[OSM-talk] Tagging Scheme Recommendations: highway=path, footway, trail?
John F. Eldredge
john at jfeldredge.com
Mon Aug 30 17:42:47 BST 2010
I don't know if there already is such a scheme, but it makes sense to me. In addition to tagging the trail as a whole, it would also make sense to tag any particularly difficult sections, such as using the incline= tag on steep sections, and width= on particularly narrow sections. This would allow a wheelchair user to realize "I can reach point X on the trail, but will then have to turn back".
Subject :Re: [OSM-talk] Tagging Scheme Recommendations: highway=path, footway,trail?
From :mailto:grahamjones139 at googlemail.com
Date :Mon Aug 30 10:41:10 America/Chicago 2010
I think the use of the existing tagging schemes for bicycle
suitability is the way to go - no point inventing another scheme.

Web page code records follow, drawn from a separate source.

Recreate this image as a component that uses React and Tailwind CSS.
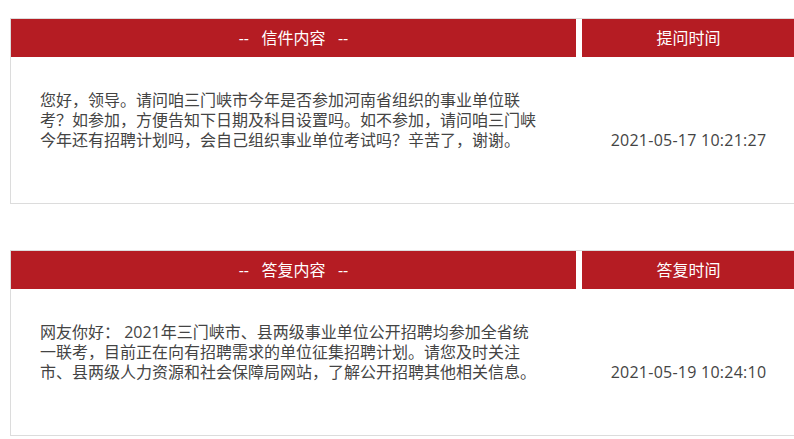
const font = { fontFamily: '"Open Sans", "Noto Sans CJK SC", sans-serif' };

const letters = [
  {
    head: "信件内容",
    timeHead: "提问时间",
    lines: [
      "您好，领导。请问咱三门峡市今年是否参加河南省组织的事业单位联",
      "考？如参加，方便告知下日期及科目设置吗。如不参加，请问咱三门峡",
      "今年还有招聘计划吗，会自己组织事业单位考试吗？辛苦了，谢谢。",
    ],
    time: "2021-05-17 10:21:27",
  },
  {
    head: "答复内容",
    timeHead: "答复时间",
    lines: [
      "网友你好： 2021年三门峡市、县两级事业单位公开招聘均参加全省统",
      "一联考，目前正在向有招聘需求的单位征集招聘计划。请您及时关注",
      "市、县两级人力资源和社会保障局网站，了解公开招聘其他相关信息。",
    ],
    time: "2021-05-19 10:24:10",
  },
];

function LetterTable({ item }) {
  return (
    <div className="w-[786px] shrink-0 border border-[#dcdcdc]">
      <div className="flex h-[38px] gap-[6px] text-white text-[16px]">
        <div className="w-[565px] bg-[#b51c23] flex items-center justify-center whitespace-pre">
          {"--   " + item.head + "   --"}
        </div>
        <div className="flex-1 bg-[#b51c23] flex items-center justify-center">
          {item.timeHead}
        </div>
      </div>
      <div className="flex h-[146px] text-[16px] leading-[20px] text-[#444]">
        <div className="w-[565px] pl-[29px] pt-[33px]">
          {item.lines.map((l, i) => (
            <div key={i} className="whitespace-nowrap">{l}</div>
          ))}
        </div>
        <div className="flex-1 ml-[6px] flex items-end justify-center pb-[53px] tracking-[0.25px]">
          {item.time}
        </div>
      </div>
    </div>
  );
}

export default function App() {
  return (
    <div className="w-[794px] h-[439px] bg-white overflow-hidden pt-[18px] pl-[10px]" style={font}>
      <div className="flex flex-col items-start gap-[46px]">
        {letters.map((item) => (
          <LetterTable key={item.head} item={item} />
        ))}
      </div>
    </div>
  );
}
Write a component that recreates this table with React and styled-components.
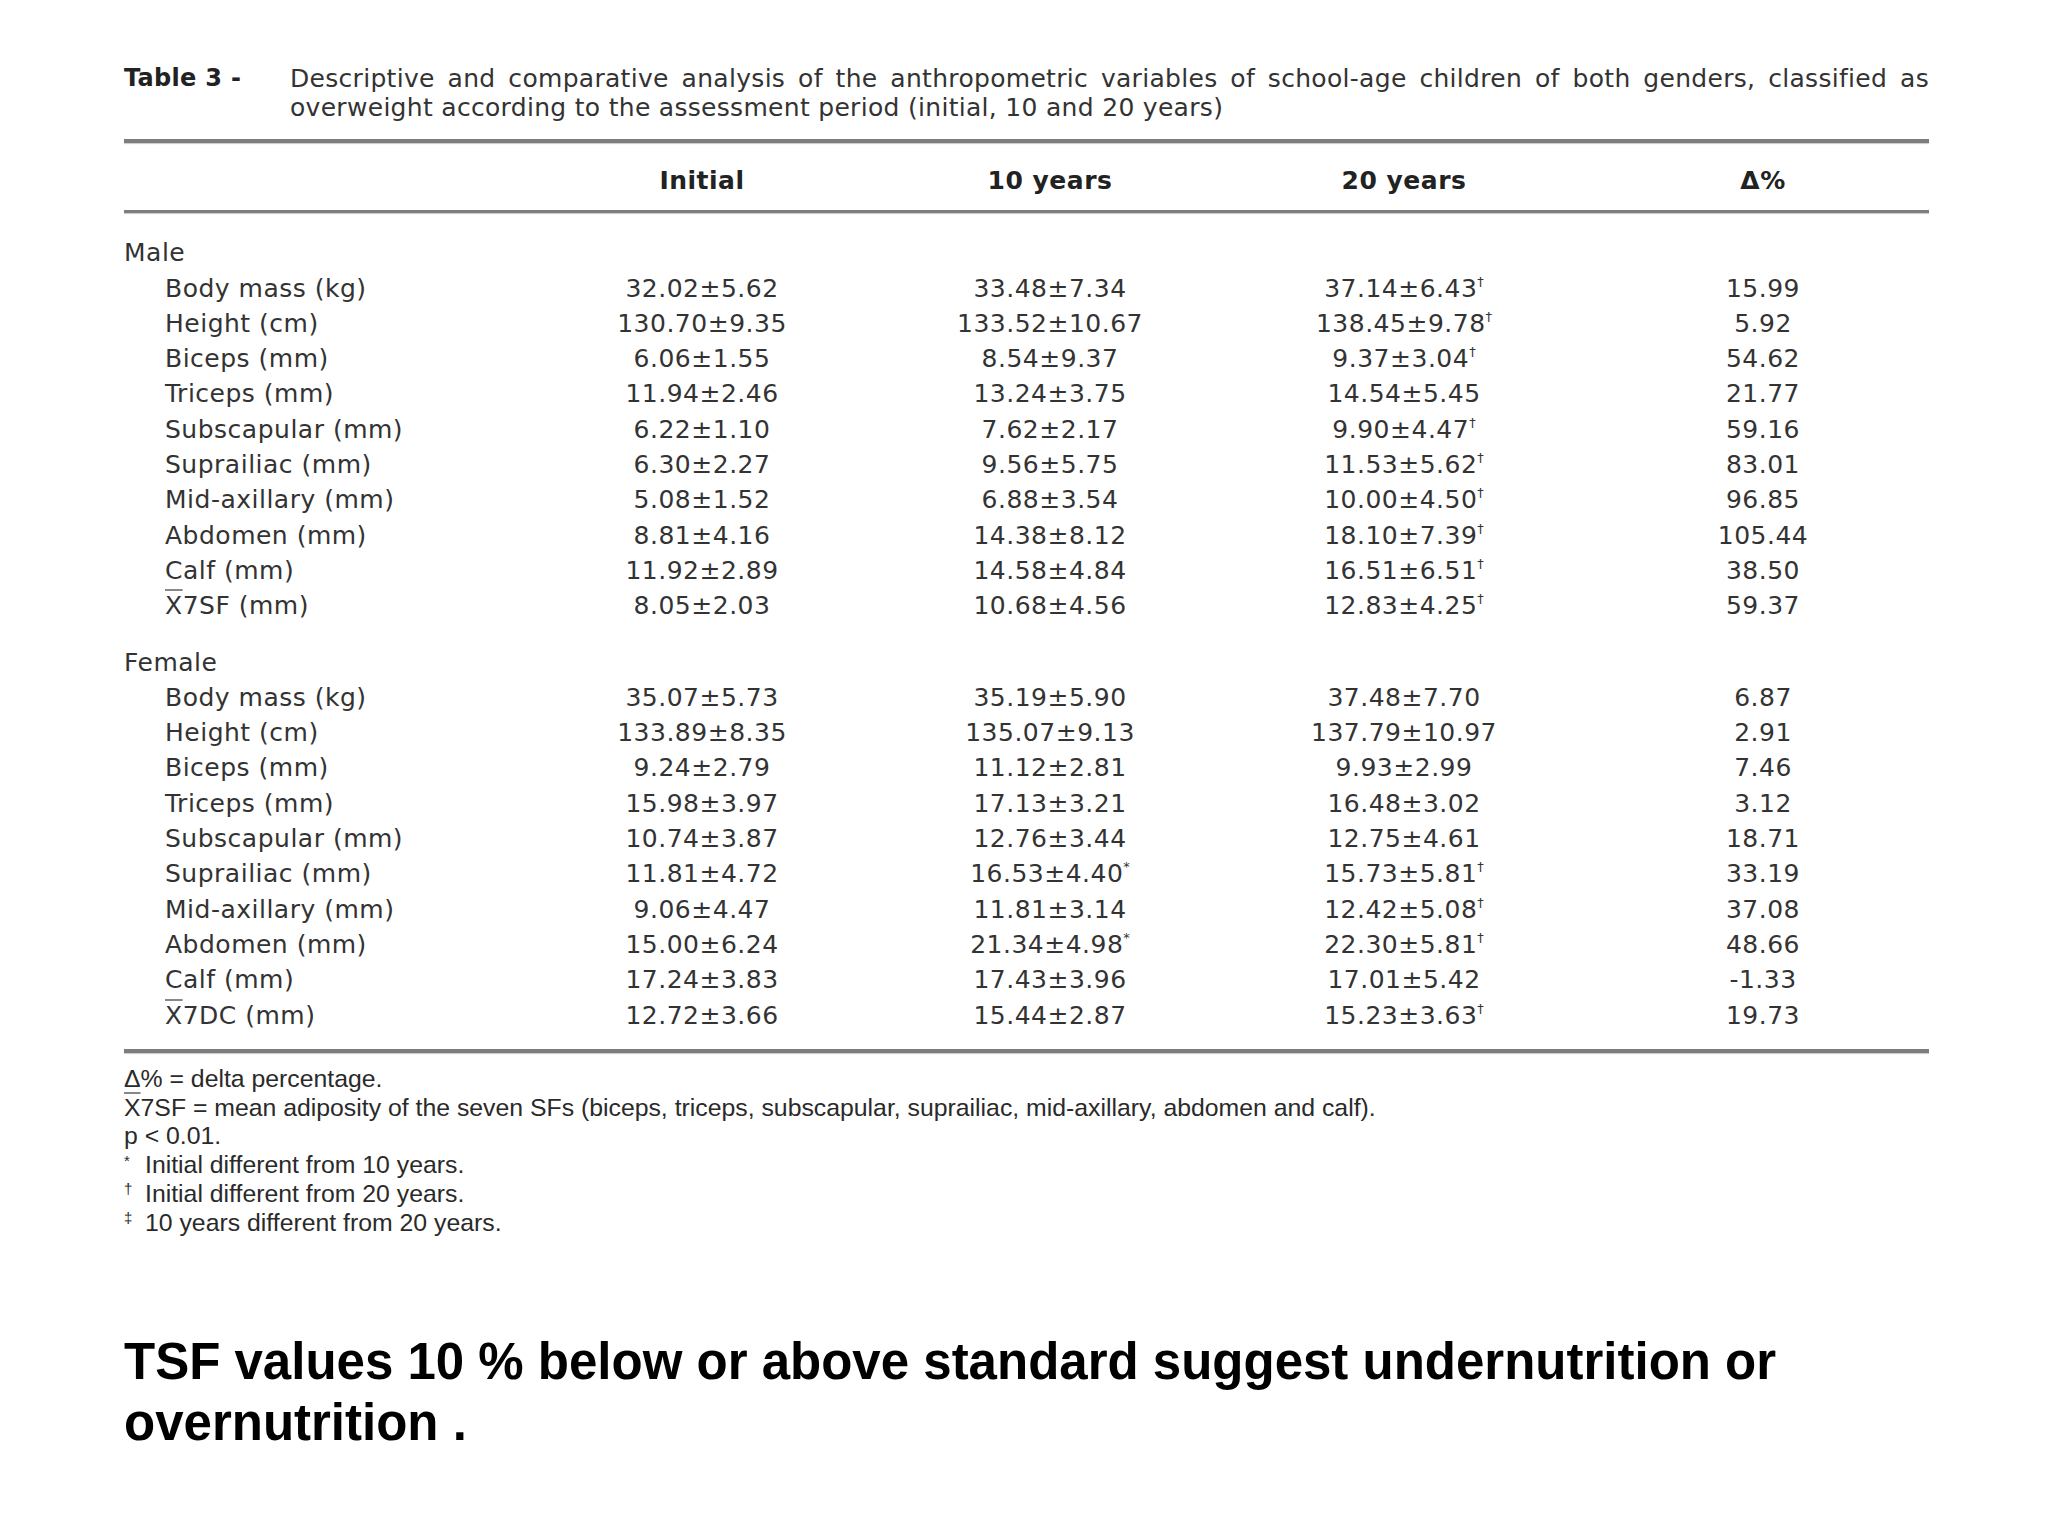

One that I would like to use though is a scale for wheelchair accessibility.
I envisage a scheme along the lines of the mtb one where you could
have the range:
a. paved path, suitable for self propelled wheelchairs.
b. A rough (maybe gravel) path for a fit user of a self propelled
one, or a fit pusher.
c. Passable with an 'off road' type of chair.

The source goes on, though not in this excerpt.